→ Dataset extract:
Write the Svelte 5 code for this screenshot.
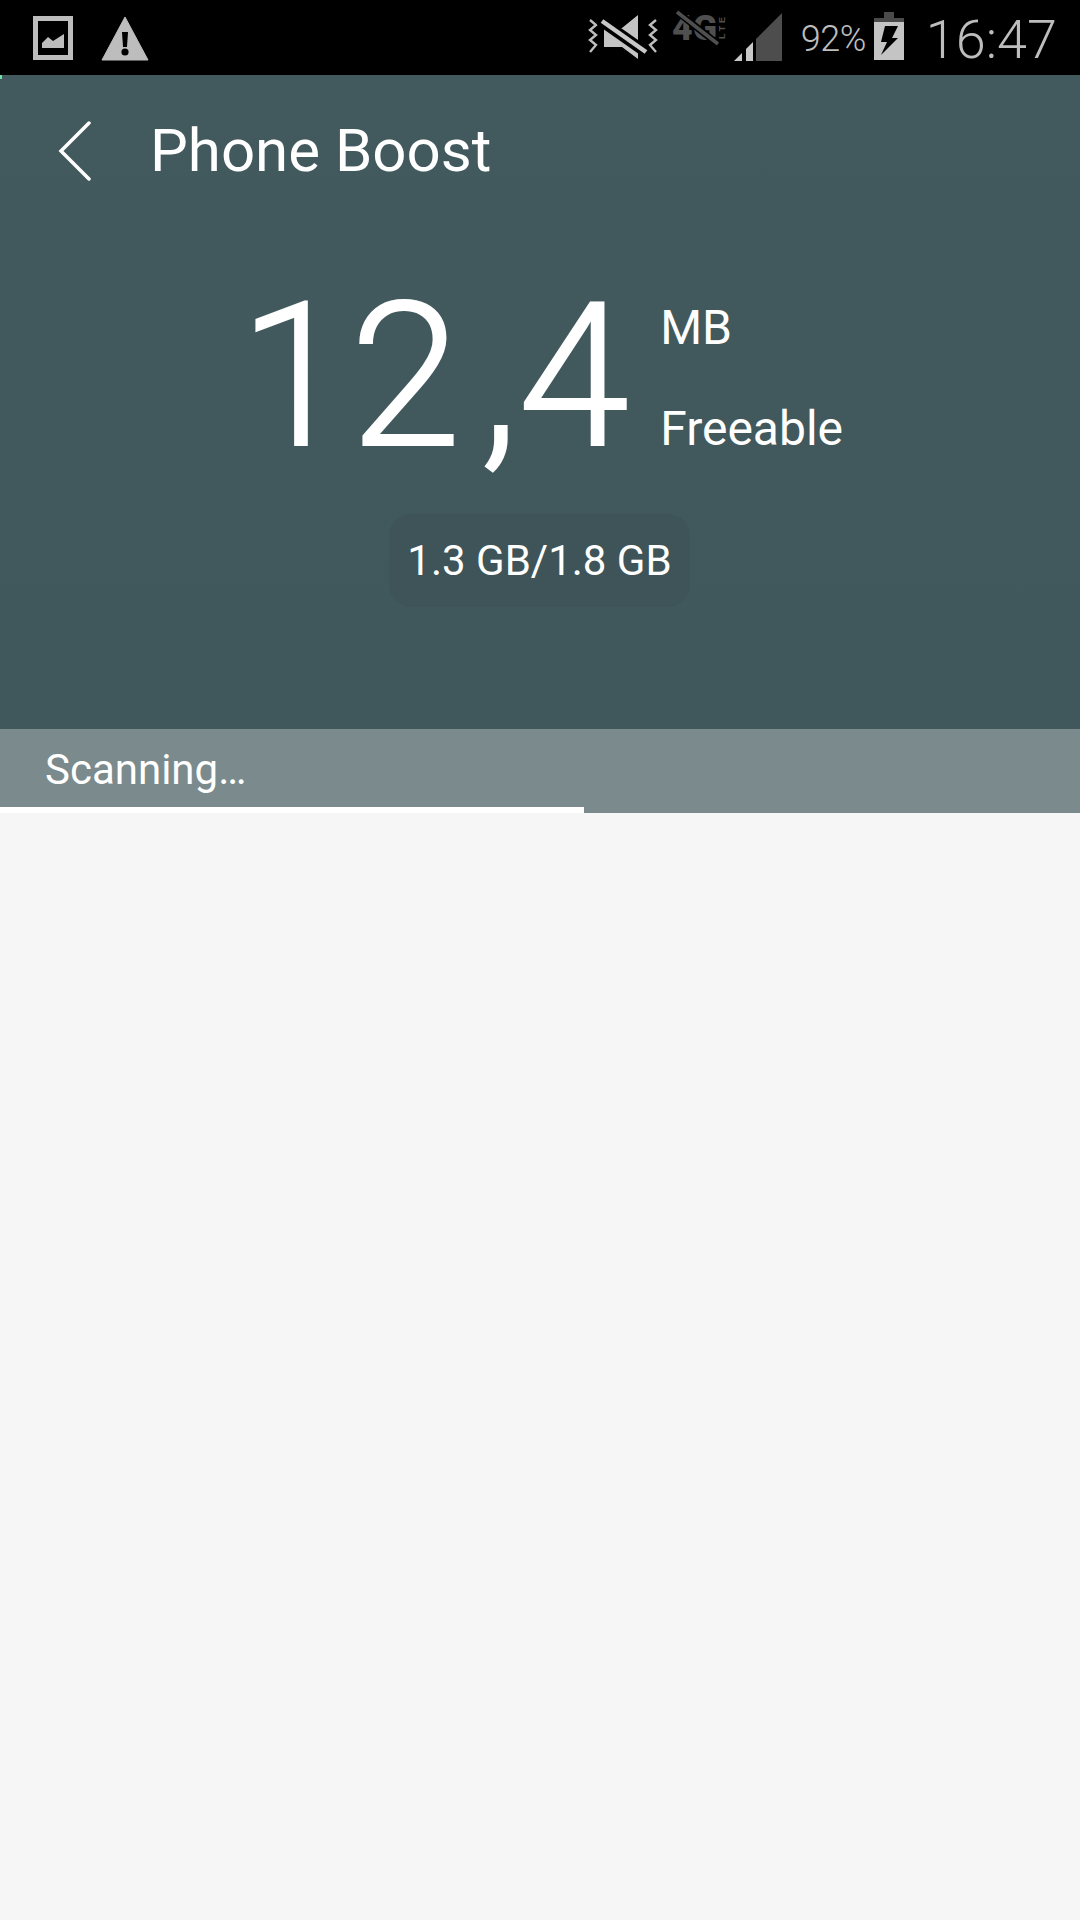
<script>
  const progress = 54.1;
</script>

<div class="screen">
  <div class="status">
    <svg class="pic" viewBox="33 16 40 44" width="40" height="44">
      <rect x="35.5" y="18.5" width="35" height="39" fill="none" stroke="#bdbdbd" stroke-width="5" />
      <polygon points="42,48 42,43 48,37 53,41 64,34 64,48" fill="#bdbdbd" />
    </svg>
    <svg class="warn" viewBox="101 16 48 45" width="48" height="45">
      <path d="M125 17 L148 60 H102 Z" fill="#bdbdbd" stroke="#bdbdbd" stroke-width="1" stroke-linejoin="round" />
      <path d="M122 32 H128 L127 47 H123 Z" fill="#000" />
      <circle cx="125" cy="52" r="3.6" fill="#000" />
    </svg>
    <div class="spacer"></div>
    <svg class="mute" viewBox="586 12 74 50" width="74" height="50">
      <polyline points="590,20 596,25 590,30 596,35 590,40 596,45 590,52" fill="none" stroke="#bdbdbd" stroke-width="2.4" />
      <polyline points="656,20 650,25 656,30 650,35 656,40 650,45 656,52" fill="none" stroke="#bdbdbd" stroke-width="2.4" />
      <polygon points="604,28 622,28 638,15 638,59 622,47 604,47" fill="#c4c4c4" />
      <line x1="600" y1="20" x2="647" y2="53" stroke="#000" stroke-width="11" />
      <line x1="602" y1="21" x2="646" y2="52" stroke="#c8c8c8" stroke-width="4.5" />
    </svg>
    <svg class="net" viewBox="670 10 58 36" width="58" height="36">
      <text x="672" y="40" class="g4" textLength="45" lengthAdjust="spacingAndGlyphs">4G</text>
      <text x="0" y="0" class="lte" transform="translate(725 39) rotate(-90)" textLength="22">LTE</text>
      <line x1="675" y1="10" x2="719" y2="45" stroke="#000" stroke-width="7" />
      <line x1="677" y1="12" x2="718" y2="44" stroke="#4f4f4f" stroke-width="3.5" />
    </svg>
    <svg class="signal" viewBox="734 13 48 48" width="48" height="48">
      <polygon points="734,61 742,53 742,61" fill="#c8c8c8" />
      <polygon points="746,61 746,49 753,42 753,61" fill="#c8c8c8" />
      <polygon points="756,61 756,39 782,13 782,61" fill="#4d4d4d" />
    </svg>
    <span class="pct">92%</span>
    <svg class="batt" viewBox="875 12 30 48" width="30" height="48">
      <rect x="885" y="12" width="10" height="7" fill="#4a4a4a" />
      <rect x="875" y="18" width="30" height="5" fill="#4a4a4a" />
      <rect x="875" y="22" width="30" height="38" fill="#c4c4c4" />
      <polygon points="886,26 899,26 893,38 899,38 882,55 888,42 882,42" fill="#000" />
    </svg>
    <span class="clock">16:47</span>
  </div>

  <div class="hero">
    <i class="dot"></i>
    <div class="topbar">
      <svg class="back" viewBox="0 0 34 60" width="34" height="60">
        <polyline points="31,2 3,30 31,58" fill="none" stroke="#fff" stroke-width="3.5" stroke-linecap="round" />
      </svg>
      <span class="title">Phone Boost</span>
    </div>
    <div class="reading">
      <span class="value">12<span class="comma">,</span>4</span>
      <div class="side">
        <span>MB</span>
        <span>Freeable</span>
      </div>
    </div>
    <div class="pill">1.3 GB/1.8 GB</div>
  </div>

  <div class="scan">
    <div class="scan-label">Scanning…</div>
    <div class="bar" style="width: {progress}%"></div>
  </div>
</div>

<style>
  :global(body) {
    margin: 0;
    background: #f6f6f6;
  }
  .screen {
    width: 1080px;
    height: 1920px;
    background: #f6f6f6;
    font-family: Roboto, sans-serif;
    overflow: hidden;
  }
  .status {
    height: 75px;
    background: #000;
    display: flex;
    align-items: flex-start;
    color: #bdbdbd;
  }
  .status svg {
    display: block;
    flex: none;
    overflow: visible;
  }
  .pic { margin: 16px 0 0 33px; }
  .warn { margin: 16px 0 0 28px; }
  .spacer { flex: 1; }
  .mute { margin-top: 12px; }
  .net { margin: 10px 0 0 10px; }
  .signal { margin: 13px 0 0 6px; }
  .g4 {
    font: 900 35px Roboto, sans-serif;
    fill: #4f4f4f;
  }
  .lte {
    font: 700 9px "Liberation Sans", sans-serif;
    fill: #4f4f4f;
  }
  .pct {
    margin: 17px 0 0 19px;
    font-size: 36px;
    line-height: 44px;
    font-weight: 300;
    letter-spacing: -0.5px;
  }
  .batt { margin: 12px 0 0 8px; }
  .clock {
    margin: 8px 23px 0 22px;
    font-size: 54px;
    line-height: 64px;
    font-weight: 300;
  }
  .hero {
    position: relative;
    height: 654px;
    box-sizing: border-box;
    background: linear-gradient(#425a5e, #40585b);
    color: #fff;
    display: flex;
    flex-direction: column;
  }
  .dot {
    position: absolute;
    left: 0;
    top: 0;
    width: 2px;
    height: 4px;
    background: #6fe0a8;
  }
  .topbar {
    display: flex;
    align-items: center;
    height: 60px;
    margin-top: 46px;
    padding-left: 58px;
  }
  .back { display: block; }
  .title {
    margin-left: 58px;
    font-size: 60px;
    line-height: 64px;
  }
  .reading {
    display: flex;
    margin-top: 76px;
    padding-left: 239px;
    height: 240px;
  }
  .value {
    font-size: 200px;
    line-height: 240px;
    font-weight: 300;
    -webkit-text-stroke: 2px #fff;
  }
  .comma {
    margin: 0 0 0 19px;
  }
  .side {
    display: flex;
    flex-direction: column;
    gap: 47px;
    margin-left: 31px;
    padding-top: 44px;
    font-size: 48px;
    line-height: 54px;
  }
  .pill {
    align-self: flex-start;
    margin: 17px 0 0 389px;
    width: 301px;
    height: 93px;
    border-radius: 22px;
    background: #3e5458;
    font-size: 42px;
    line-height: 93px;
    text-align: center;
  }
  .scan {
    height: 84px;
    background: #7a8a8d;
    color: #fff;
  }
  .scan-label {
    height: 78px;
    padding-left: 45px;
    font-size: 42px;
    line-height: 82px;
  }
  .bar {
    height: 6px;
    background: #fff;
  }
</style>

→ Task to complete: Write the lines above out again exactly, without any of their pictures.

→ Response to this exercise:
Write the Svelte 5 code for this screenshot.
<script>
  const progress = 54.1;
</script>

<div class="screen">
  <div class="status">
    <svg class="pic" viewBox="33 16 40 44" width="40" height="44">
      <rect x="35.5" y="18.5" width="35" height="39" fill="none" stroke="#bdbdbd" stroke-width="5" />
      <polygon points="42,48 42,43 48,37 53,41 64,34 64,48" fill="#bdbdbd" />
    </svg>
    <svg class="warn" viewBox="101 16 48 45" width="48" height="45">
      <path d="M125 17 L148 60 H102 Z" fill="#bdbdbd" stroke="#bdbdbd" stroke-width="1" stroke-linejoin="round" />
      <path d="M122 32 H128 L127 47 H123 Z" fill="#000" />
      <circle cx="125" cy="52" r="3.6" fill="#000" />
    </svg>
    <div class="spacer"></div>
    <svg class="mute" viewBox="586 12 74 50" width="74" height="50">
      <polyline points="590,20 596,25 590,30 596,35 590,40 596,45 590,52" fill="none" stroke="#bdbdbd" stroke-width="2.4" />
      <polyline points="656,20 650,25 656,30 650,35 656,40 650,45 656,52" fill="none" stroke="#bdbdbd" stroke-width="2.4" />
      <polygon points="604,28 622,28 638,15 638,59 622,47 604,47" fill="#c4c4c4" />
      <line x1="600" y1="20" x2="647" y2="53" stroke="#000" stroke-width="11" />
      <line x1="602" y1="21" x2="646" y2="52" stroke="#c8c8c8" stroke-width="4.5" />
    </svg>
    <svg class="net" viewBox="670 10 58 36" width="58" height="36">
      <text x="672" y="40" class="g4" textLength="45" lengthAdjust="spacingAndGlyphs">4G</text>
      <text x="0" y="0" class="lte" transform="translate(725 39) rotate(-90)" textLength="22">LTE</text>
      <line x1="675" y1="10" x2="719" y2="45" stroke="#000" stroke-width="7" />
      <line x1="677" y1="12" x2="718" y2="44" stroke="#4f4f4f" stroke-width="3.5" />
    </svg>
    <svg class="signal" viewBox="734 13 48 48" width="48" height="48">
      <polygon points="734,61 742,53 742,61" fill="#c8c8c8" />
      <polygon points="746,61 746,49 753,42 753,61" fill="#c8c8c8" />
      <polygon points="756,61 756,39 782,13 782,61" fill="#4d4d4d" />
    </svg>
    <span class="pct">92%</span>
    <svg class="batt" viewBox="875 12 30 48" width="30" height="48">
      <rect x="885" y="12" width="10" height="7" fill="#4a4a4a" />
      <rect x="875" y="18" width="30" height="5" fill="#4a4a4a" />
      <rect x="875" y="22" width="30" height="38" fill="#c4c4c4" />
      <polygon points="886,26 899,26 893,38 899,38 882,55 888,42 882,42" fill="#000" />
    </svg>
    <span class="clock">16:47</span>
  </div>

  <div class="hero">
    <i class="dot"></i>
    <div class="topbar">
      <svg class="back" viewBox="0 0 34 60" width="34" height="60">
        <polyline points="31,2 3,30 31,58" fill="none" stroke="#fff" stroke-width="3.5" stroke-linecap="round" />
      </svg>
      <span class="title">Phone Boost</span>
    </div>
    <div class="reading">
      <span class="value">12<span class="comma">,</span>4</span>
      <div class="side">
        <span>MB</span>
        <span>Freeable</span>
      </div>
    </div>
    <div class="pill">1.3 GB/1.8 GB</div>
  </div>

  <div class="scan">
    <div class="scan-label">Scanning…</div>
    <div class="bar" style="width: {progress}%"></div>
  </div>
</div>

<style>
  :global(body) {
    margin: 0;
    background: #f6f6f6;
  }
  .screen {
    width: 1080px;
    height: 1920px;
    background: #f6f6f6;
    font-family: Roboto, sans-serif;
    overflow: hidden;
  }
  .status {
    height: 75px;
    background: #000;
    display: flex;
    align-items: flex-start;
    color: #bdbdbd;
  }
  .status svg {
    display: block;
    flex: none;
    overflow: visible;
  }
  .pic { margin: 16px 0 0 33px; }
  .warn { margin: 16px 0 0 28px; }
  .spacer { flex: 1; }
  .mute { margin-top: 12px; }
  .net { margin: 10px 0 0 10px; }
  .signal { margin: 13px 0 0 6px; }
  .g4 {
    font: 900 35px Roboto, sans-serif;
    fill: #4f4f4f;
  }
  .lte {
    font: 700 9px "Liberation Sans", sans-serif;
    fill: #4f4f4f;
  }
  .pct {
    margin: 17px 0 0 19px;
    font-size: 36px;
    line-height: 44px;
    font-weight: 300;
    letter-spacing: -0.5px;
  }
  .batt { margin: 12px 0 0 8px; }
  .clock {
    margin: 8px 23px 0 22px;
    font-size: 54px;
    line-height: 64px;
    font-weight: 300;
  }
  .hero {
    position: relative;
    height: 654px;
    box-sizing: border-box;
    background: linear-gradient(#425a5e, #40585b);
    color: #fff;
    display: flex;
    flex-direction: column;
  }
  .dot {
    position: absolute;
    left: 0;
    top: 0;
    width: 2px;
    height: 4px;
    background: #6fe0a8;
  }
  .topbar {
    display: flex;
    align-items: center;
    height: 60px;
    margin-top: 46px;
    padding-left: 58px;
  }
  .back { display: block; }
  .title {
    margin-left: 58px;
    font-size: 60px;
    line-height: 64px;
  }
  .reading {
    display: flex;
    margin-top: 76px;
    padding-left: 239px;
    height: 240px;
  }
  .value {
    font-size: 200px;
    line-height: 240px;
    font-weight: 300;
    -webkit-text-stroke: 2px #fff;
  }
  .comma {
    margin: 0 0 0 19px;
  }
  .side {
    display: flex;
    flex-direction: column;
    gap: 47px;
    margin-left: 31px;
    padding-top: 44px;
    font-size: 48px;
    line-height: 54px;
  }
  .pill {
    align-self: flex-start;
    margin: 17px 0 0 389px;
    width: 301px;
    height: 93px;
    border-radius: 22px;
    background: #3e5458;
    font-size: 42px;
    line-height: 93px;
    text-align: center;
  }
  .scan {
    height: 84px;
    background: #7a8a8d;
    color: #fff;
  }
  .scan-label {
    height: 78px;
    padding-left: 45px;
    font-size: 42px;
    line-height: 82px;
  }
  .bar {
    height: 6px;
    background: #fff;
  }
</style>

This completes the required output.